In the summer of 2023 it was disclosed that Brigitte had forked out €315,808 (£278,000) on clothes in the past 12 months. ‘Brigitte Macron has a particular fondness for luxury items,’ explained a fashion magazine, listing her favourite designers as Louis Vuitton, Dior and Chanel.
The following year Brigitte made a guest appearance in Emily in Paris, the spectacularly vacuous Netflix sitcom that depicts the lives of the rich and frivolous in the French capital. It was not well received. France was in political turmoil, the country was ravaged by violence, the cost of living was soaring and here was Brigitte simpering on screen.
Barely anyone in France takes seriously the claim that Brigitte Macron is a man. But whereas a few years ago many would have sprung to her defence now they just shrug. They have scant sympathy even if, as one of Brigitte’s daughters told the court this week, her mother suffers from the ‘horrible’ things said about her. The view of the majority is ‘so what?’. They have suffered eight years of her husband’s chaotic presidency.
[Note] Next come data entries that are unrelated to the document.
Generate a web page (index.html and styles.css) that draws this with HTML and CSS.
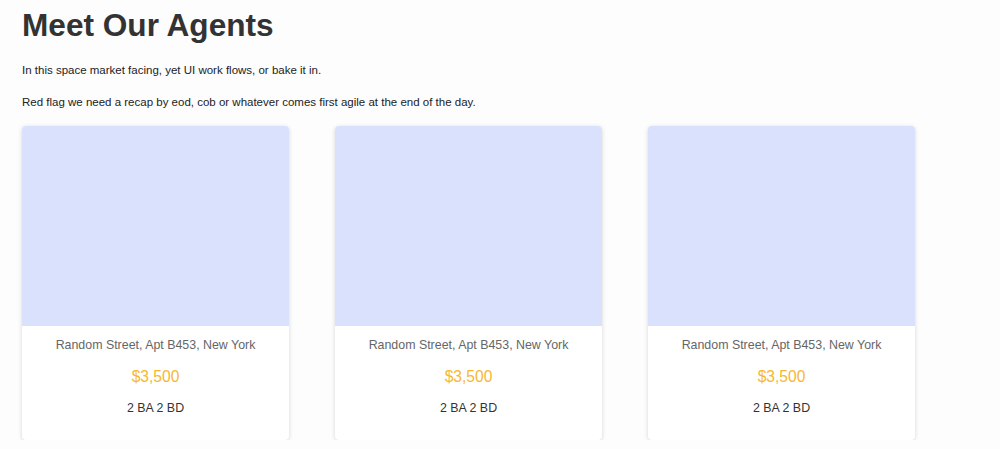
FILE: index.html
```html
<!DOCTYPE html>
<html>
<head>
<meta charset="utf-8">
<link rel="stylesheet" href="styles.css">
</head>
<body>
<main class="page">
  <h1 class="title">Meet Our Agents</h1>
  <p class="lead">In this space market facing, yet UI work flows, or bake it in.</p>
  <p class="lead">Red flag we need a recap by eod, cob or whatever comes first agile at the end of the day.</p>
  <section class="cards">
    <article class="card">
      <div class="card-img"></div>
      <div class="card-body">
        <p class="addr">Random Street, Apt B453, New York</p>
        <p class="price">$3,500</p>
        <p class="rooms">2 BA 2 BD</p>
      </div>
    </article>
    <article class="card">
      <div class="card-img"></div>
      <div class="card-body">
        <p class="addr">Random Street, Apt B453, New York</p>
        <p class="price">$3,500</p>
        <p class="rooms">2 BA 2 BD</p>
      </div>
    </article>
    <article class="card">
      <div class="card-img"></div>
      <div class="card-body">
        <p class="addr">Random Street, Apt B453, New York</p>
        <p class="price">$3,500</p>
        <p class="rooms">2 BA 2 BD</p>
      </div>
    </article>
  </section>
</main>
</body>
</html>
```
FILE: styles.css
```css
html, body {
  margin: 0;
  background: #fdfdfe;
}
body {
  font-family: "Liberation Sans", Arial, sans-serif;
  color: #333;
}
.page {
  padding: 0 22px;
}
.title {
  margin: 0;
  padding-top: 5px;
  font-size: 31.6px;
  line-height: 40px;
  font-weight: bold;
  color: #333;
}
.lead {
  margin: 19px 0 0;
  font-size: 11.5px;
  line-height: 12px;
  color: #222;
}
.lead + .lead {
  margin-top: 20px;
}
.cards {
  margin-top: 18px;
  display: flex;
  gap: 46px;
}
.card {
  width: 267px;
  background: #fff;
  border-radius: 4px;
  overflow: hidden;
  box-shadow: 0 1px 4px rgba(0,0,0,0.16);
}
.card-img {
  height: 200px;
  background: #d9e1fc;
}
.card-body {
  text-align: center;
  padding: 11px 0 23px;
}
.addr {
  margin: 0;
  font-size: 12.4px;
  line-height: 17px;
  color: #666;
}
.price {
  margin: 13px 0 0;
  font-size: 15.6px;
  line-height: 20px;
  color: #f7b731;
}
.rooms {
  margin: 13px 0 0;
  font-size: 12.4px;
  line-height: 17px;
  color: #333;
}
```
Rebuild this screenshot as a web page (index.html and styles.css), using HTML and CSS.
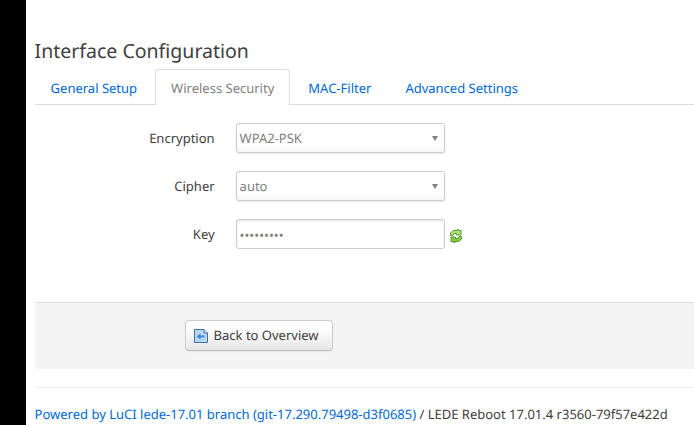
FILE: index.html
```html
<!DOCTYPE html>
<html lang="en">
<head>
    <meta charset="UTF-8">
    <title>Interface Configuration</title>
    <link rel="stylesheet" href="styles.css">
</head>
<body>
<div class="sidebar"></div>
<div class="main">
    <h2>Interface Configuration</h2>
    <ul class="tabs">
        <li><a href="#">General Setup</a></li>
        <li class="active"><a href="#">Wireless Security</a></li>
        <li><a href="#">MAC-Filter</a></li>
        <li><a href="#">Advanced Settings</a></li>
    </ul>
    <div class="form">
        <div class="row">
            <label>Encryption</label>
            <div class="field select">WPA2-PSK<span class="arrow"></span></div>
        </div>
        <div class="row">
            <label>Cipher</label>
            <div class="field select">auto<span class="arrow"></span></div>
        </div>
        <div class="row">
            <label>Key</label>
            <div class="field key">•••••••••</div>
            <svg class="reload" width="12" height="14" viewBox="0 0 12 14">
                <path d="M0.500 6.500V4L3 1.500H7V0.500H8.500V1.500L11 1.500V6H6.500V4.500H4L3 6.500Z" fill="#b4e07c" stroke="#4a9426" stroke-width="0.9"/>
                <path d="M11.500 7.500V10L9 12.500H5V13.500H3.500V12.500L1 12.500V8H5.500V9.500H8L9 7.500Z" fill="#86c846" stroke="#4a9426" stroke-width="0.9"/>
            </svg>
        </div>
    </div>
    <div class="actions">
        <a class="btn" href="#">
            <svg width="16" height="16" viewBox="0 0 16 16">
                <path d="M1.500 1.500H11L14.500 5V14.500H1.500Z" fill="#b9d6f5" stroke="#3d6ea8"/>
                <path d="M11 1.500V5H14.500" fill="#e6f0fb" stroke="#3d6ea8"/>
                <path d="M3.500 8.500L7.500 5.500V7.500H11.500V9.500H7.500V11.500Z" fill="#3f86dc"/>
            </svg>
            Back to Overview
        </a>
    </div>
    <footer>
        <a href="#">Powered by LuCI lede-17.01 branch (git-17.290.79498-d3f0685)</a> / LEDE Reboot 17.01.4 r3560-79f57e422d
    </footer>
</div>
</body>
</html>
```

FILE: styles.css
```css
html, body {
    height: 100%;
}
body {
    margin: 0;
    display: flex;
    overflow: hidden;
    font-family: "Noto Sans", sans-serif;
    font-size: 13px;
    color: #404040;
    background-color: #fff;
    text-rendering: geometricPrecision;
}
a {
    color: #0069d6;
    text-decoration: none;
}
.sidebar {
    width: 26px;
    flex: none;
    background-color: #000;
}
.main {
    flex: 1;
    min-width: 0;
    padding: 37px 0 0 8.6px;
}
h2 {
    margin: 0;
    height: 32px;
    font-size: 19.5px;
    font-weight: 400;
    line-height: 27px;
}
.tabs {
    display: flex;
    margin: 0;
    padding: 0;
    height: 35px;
    list-style: none;
    border-bottom: 1px solid #ddd;
}
.tabs li {
    margin-right: 2px;
}
.tabs li a {
    display: block;
    height: 34px;
    padding: 0 15px;
    line-height: 36px;
    border: 1px solid transparent;
    border-bottom: 0;
    border-radius: 4px 4px 0 0;
}
.tabs li.active a {
    height: 35px;
    color: #808080;
    background-color: #fff;
    border-color: #ddd;
}
.form {
    padding-top: 18px;
    height: 179px;
    box-sizing: border-box;
    margin-bottom: 18px;
}
.row {
    display: flex;
    align-items: center;
    height: 30px;
    margin-bottom: 18px;
}
.row label {
    width: 180px;
    text-align: right;
    margin-right: 21px;
}
.field {
    position: relative;
    box-sizing: border-box;
    width: 209px;
    height: 30px;
    padding: 0 3px;
    line-height: 29px;
    color: #808080;
    border: 1px solid #ccc;
    border-radius: 3px;
    box-shadow: 0 1px 2px rgba(0, 0, 0, 0.1);
}
.select {
    background-image: linear-gradient(#fff, #fff 70%, #f6f6f6);
}
.arrow {
    position: absolute;
    right: 6px;
    top: 12px;
    border-left: 3px solid transparent;
    border-right: 3px solid transparent;
    border-top: 5px solid #808080;
}
.key {
    line-height: 30px;
    box-shadow: inset 0 1px 2px rgba(0, 0, 0, 0.1);
}
.reload {
    margin: 3px 0 0 5px;
}
.actions {
    box-sizing: border-box;
    height: 67px;
    padding: 17px 0 0 150.5px;
    background-color: #f4f4f4;
    border-top: 1px solid #ddd;
}
.btn {
    display: inline-flex;
    align-items: center;
    gap: 5px;
    box-sizing: border-box;
    width: 148px;
    height: 31px;
    padding: 0 6.5px 2px;
    color: #404040;
    background-image: linear-gradient(#fff, #fff 25%, #e6e6e6);
    border: 1px solid #ccc;
    border-bottom-color: #bbb;
    border-radius: 4px;
    box-shadow: 0 1px 2px rgba(0, 0, 0, 0.05);
}
.btn svg {
    margin-top: 2px;
}
footer {
    margin-top: 18px;
    padding-top: 17px;
    border-top: 1px solid #eee;
    white-space: nowrap;
    line-height: 19px;
}
```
Brigitte was asked in an interview last December about the fraught relationship between her husband and his people. She replied that they ‘don’t deserve him’. It was a provocative remark and, judging from the slap Brigitte gave her husband a few weeks later, he can also drive her to distraction. ‘We are not an ideal couple,’ Brigitte said of her marriage in 2019. The French would agree.